Ed, you are right in pointing out the ubiquity of debt in our society. Debt is now a constant in the average worker's life, and it (purposefully or not) serves to chain the working class in virtual slavery.
The upper class is always, to some degree, predatory upon the society it rules. How well a society manages to limit that predation is roughly a measure of how free said society is. What we have lost sight of in the US is that it's up to us to wall-off the unlimited appetite of the aristocracy. We have failed to resist pressures from our upper class to soften what few controls we ever had over their practices. It's up to us as citizens to harness the upper classes for the purpose of a more equitable world. It's up to us to change the rules in our favor.
Samantha says:
Sharing a lawnmower? Easier said than done. I've been trying to borrow one all summer and these guys are all like, "Uh. Um. Sure." But that's as far as it ever goes. Ah, the male art of commited non-commital.
Meanwhile, I've got the Serengetti in both front and back yards.

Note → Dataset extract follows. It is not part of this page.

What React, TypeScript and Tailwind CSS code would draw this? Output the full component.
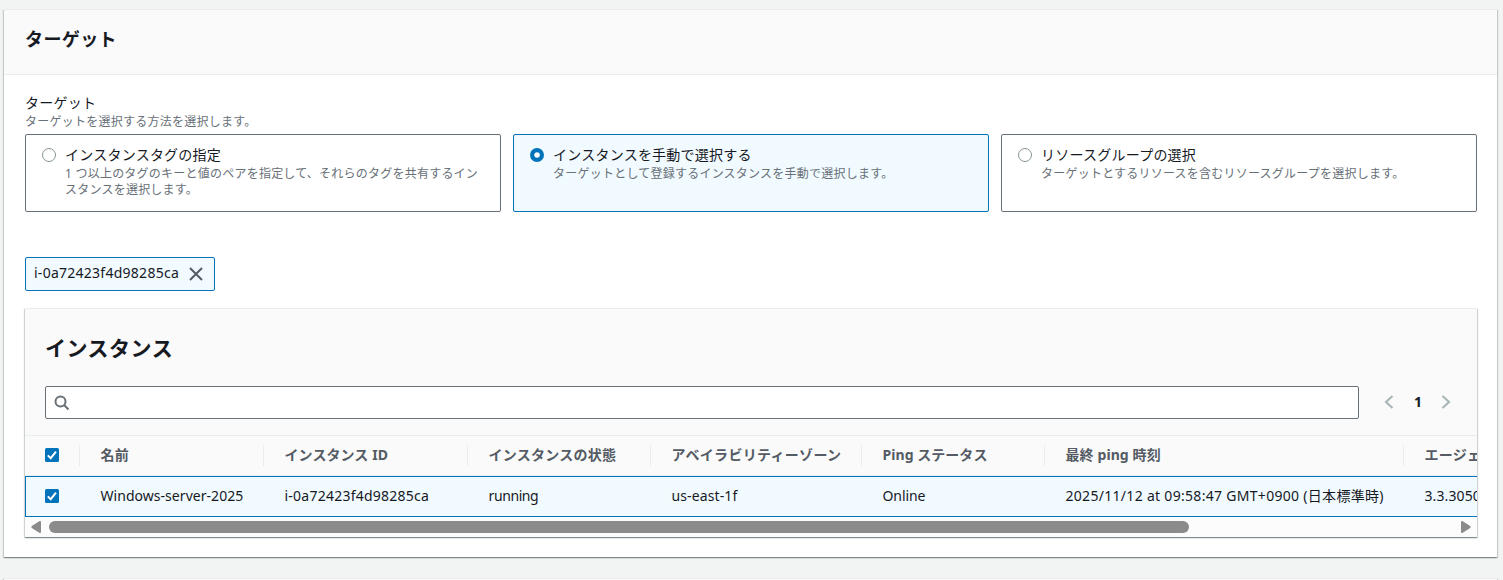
import React from "react";

const TILES = [
  {
    title: "インスタンスタグの指定",
    desc: "1 つ以上のタグのキーと値のペアを指定して、それらのタグを共有するインスタンスを選択します。",
    selected: false,
  },
  {
    title: "インスタンスを手動で選択する",
    desc: "ターゲットとして登録するインスタンスを手動で選択します。",
    selected: true,
  },
  {
    title: "リソースグループの選択",
    desc: "ターゲットとするリソースを含むリソースグループを選択します。",
    selected: false,
  },
];

const COLUMNS = [
  {
    label: "名前",
    value: "Windows-server-2025",
    width: "w-[184px]",
    head: "tracking-[0.25px]",
    cell: "tracking-[0.04px]",
  },
  {
    label: "インスタンス ID",
    value: "i-0a72423f4d98285ca",
    width: "w-[204px]",
    head: "tracking-[0.08px]",
    cell: "tracking-[0.24px]",
  },
  {
    label: "インスタンスの状態",
    value: "running",
    width: "w-[183px]",
    head: "tracking-[0.25px]",
    cell: "tracking-[-0.4px]",
  },
  {
    label: "アベイラビリティーゾーン",
    value: "us-east-1f",
    width: "w-[211px]",
    head: "tracking-[0.3px]",
    cell: "tracking-[0.12px]",
  },
  {
    label: "Ping ステータス",
    value: "Online",
    width: "w-[183px]",
    head: "tracking-[0.05px]",
    cell: "tracking-[-0.1px]",
  },
  {
    label: "最終 ping 時刻",
    value: "2025/11/12 at 09:58:47 GMT+0900 (日本標準時)",
    width: "w-[359px]",
    head: "tracking-[0.1px]",
    cell: "tracking-[0.3px]",
  },
  {
    label: "エージェントバージョン",
    value: "3.3.3050.0",
    width: "w-[184px]",
    head: "tracking-[0.25px]",
    cell: "tracking-[0.1px]",
  },
];

const CARD_SHADOW =
  "shadow-[0_1px_1px_0_rgba(0,28,36,0.3),1px_1px_1px_0_rgba(0,28,36,0.15),-1px_1px_1px_0_rgba(0,28,36,0.15)]";

function Radio({ checked }: { checked: boolean }) {
  return (
    <svg className="w-[14px] h-[14px] shrink-0 mt-[2px]" viewBox="0 0 14 14">
      {checked ? (
        <circle cx="7" cy="7" r="4.9" fill="#fff" stroke="#0073bb" strokeWidth="4.2" />
      ) : (
        <circle cx="7" cy="7" r="6.5" fill="#fff" stroke="#879596" />
      )}
    </svg>
  );
}

function Checkbox() {
  return (
    <svg className="w-[14px] h-[14px] block" viewBox="0 0 14 14">
      <rect width="14" height="14" rx="1.5" fill="#0073bb" />
      <path d="M2.8 7.4 5.7 10.2 11 3.6" fill="none" stroke="#fff" strokeWidth="2" />
    </svg>
  );
}

function Tile({ title, desc, selected }: { title: string; desc: string; selected: boolean }) {
  return (
    <div
      className={`h-[78px] flex gap-[9px] pl-4 pr-4 pt-[11px] border rounded-[2px] ${
        selected ? "border-[#0073bb] bg-[#f1faff]" : "border-[#687078] bg-white"
      }`}
    >
      <Radio checked={selected} />
      <div className="flex-1 min-w-0">
        <div className="text-[14px] leading-[18px] tracking-[0.24px]">{title}</div>
        <p className="text-[12px] leading-4 tracking-[0.23px] text-[#687078] mt-[2px]">{desc}</p>
      </div>
    </div>
  );
}

function InstanceTable() {
  return (
    <div className="overflow-hidden">
      <div className="w-[1600px]">
        <div className="flex h-[41px] border-y border-[#eaeded] bg-[#fafafa] items-center">
          <div className="w-[55px] pl-5 shrink-0 -mt-px">
            <Checkbox />
          </div>
          {COLUMNS.map((col) => (
            <div
              key={col.label}
              className={`${col.width} ${col.head} h-[21px] shrink-0 border-l border-[#eaeded] -ml-px mr-px pl-[20.5px] text-[14px] leading-[20px] font-bold text-[#545b64] whitespace-nowrap`}
            >
              {col.label}
            </div>
          ))}
        </div>
        <div className="flex h-[41px] border border-[#0073bb] bg-[#f1faff] items-center">
          <div className="w-[54px] pl-[19px] shrink-0 -mt-px">
            <Checkbox />
          </div>
          {COLUMNS.map((col) => (
            <div
              key={col.label}
              className={`${col.width} ${col.cell} shrink-0 pl-[20.5px] -mt-[2px] text-[14px] leading-[22px] whitespace-nowrap`}
            >
              {col.value}
            </div>
          ))}
        </div>
      </div>
    </div>
  );
}

function Scrollbar() {
  return (
    <div className="h-5 flex items-center bg-[#fcfcfc] pl-[6px] pr-[6px]">
      <svg className="w-[10px] h-3" viewBox="0 0 10 12">
        <path d="M8.2.3Q10-.6 10 1.300v9.400q0 1.900-1.800 1L.8 7Q0 6 .8 5Z" fill="#8b8b8b" />
      </svg>
      <div className="w-[1140px] h-3 ml-2 rounded-full bg-[#8b8b8b]" />
      <svg className="w-[10px] h-3 ml-auto" viewBox="0 0 10 12">
        <path d="M1.800.3Q0-.6 0 1.300v9.400q0 1.900 1.800 1L9.200 7Q10 6 9.200 5Z" fill="#8b8b8b" />
      </svg>
    </div>
  );
}

export default function App() {
  return (
    <div
      lang="ja"
      className="w-full h-[580px] overflow-hidden bg-[#f2f3f3] pt-[9px] pl-1 pr-[6px] text-[#16191f] font-['Noto_Sans','Noto_Sans_CJK_JP',sans-serif]"
    >
      <section className={`h-[548px] bg-white border-t border-[#eaeded] ${CARD_SHADOW}`}>
        <header className="h-[65px] pl-[21px] pt-[18px] bg-[#fafafa] border-b border-[#eaeded]">
          <h2 className="text-[18px] leading-[22px] font-bold tracking-[0.4px]">ターゲット</h2>
        </header>

        <div className="pl-[21px] pr-5 pt-[18px]">
          <div className="text-[14px] leading-[20px] tracking-[0.22px]">ターゲット</div>
          <div className="text-[12px] leading-4 tracking-[0.25px] text-[#687078] mt-px">
            ターゲットを選択する方法を選択します。
          </div>

          <div className="grid grid-cols-3 gap-3 mt-1">
            {TILES.map((tile) => (
              <Tile key={tile.title} {...tile} />
            ))}
          </div>

          <div className="mt-[45px] w-[190px] h-[34px] flex items-center border border-[#0073bb] rounded-[2px] bg-[#f1faff] pl-2">
            <span className="w-[146px] -mt-[2px] text-[14px] leading-[22px] tracking-[0.26px] whitespace-nowrap">
              i-0a72423f4d98285ca
            </span>
            <svg className="w-4 h-4 ml-2" viewBox="0 0 16 16">
              <path d="M2 2 14 14M14 2 2 14" stroke="#545b64" strokeWidth="2" />
            </svg>
          </div>

          <section className={`mt-[17px] h-[229px] border-t border-[#eaeded] bg-[#fafafa] ${CARD_SHADOW}`}>
            <div className="h-[126px] pl-5 pt-[25px]">
              <h3 className="text-[21px] leading-[28px] font-bold tracking-[0.5px]">インスタンス</h3>
              <div className="flex items-center mt-[24px]">
                <div className="w-[1314px] h-[33px] bg-white border border-[#687078] rounded-[2px] flex items-center pl-2">
                  <svg className="w-4 h-4" viewBox="0 0 16 16" fill="none" stroke="#687078" strokeWidth="2">
                    <circle cx="6.5" cy="6.5" r="5" />
                    <path d="M10 10 14.500 14.500" />
                  </svg>
                </div>
                <svg className="w-4 h-4 ml-[22px] -mt-px" viewBox="0 0 16 16" fill="none" stroke="#aab7b8" strokeWidth="2.2">
                  <path d="M11.500 2 5 8l6.500 6" />
                </svg>
                <span className="w-[41px] pl-px -mt-[2px] text-center text-[14px] leading-[22px] font-bold">1</span>
                <svg className="w-4 h-4 -mt-px" viewBox="0 0 16 16" fill="none" stroke="#aab7b8" strokeWidth="2.2">
                  <path d="m4.500 2 6.500 6-6.500 6" />
                </svg>
              </div>
            </div>
            <InstanceTable />
            <Scrollbar />
          </section>
        </div>
      </section>

      {/* top edge of the next container */}
      <section className={`mt-[21px] h-10 bg-[#fafafa] border-t border-[#eaeded] ${CARD_SHADOW}`} />
    </div>
  );
}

Maybe I should offer to rent one from someone for the day?
j says:
Adam: "The aim of all capitalist ventures is to produce at the maximum possible rate to reduce the cost of manufacturing."
Actually that's not completely true: the optimum production rate is that which maximizes profit, which is typically less–often substantially so–than the maximum possible production rate. Hence, factories are often shut down for lengths of time.
But I agree with the rest of your sentiments. Sometimes I wish we had a monarchy so that we wouldn't have this blighted short-term viewpoint on the costs and benefits of our policies.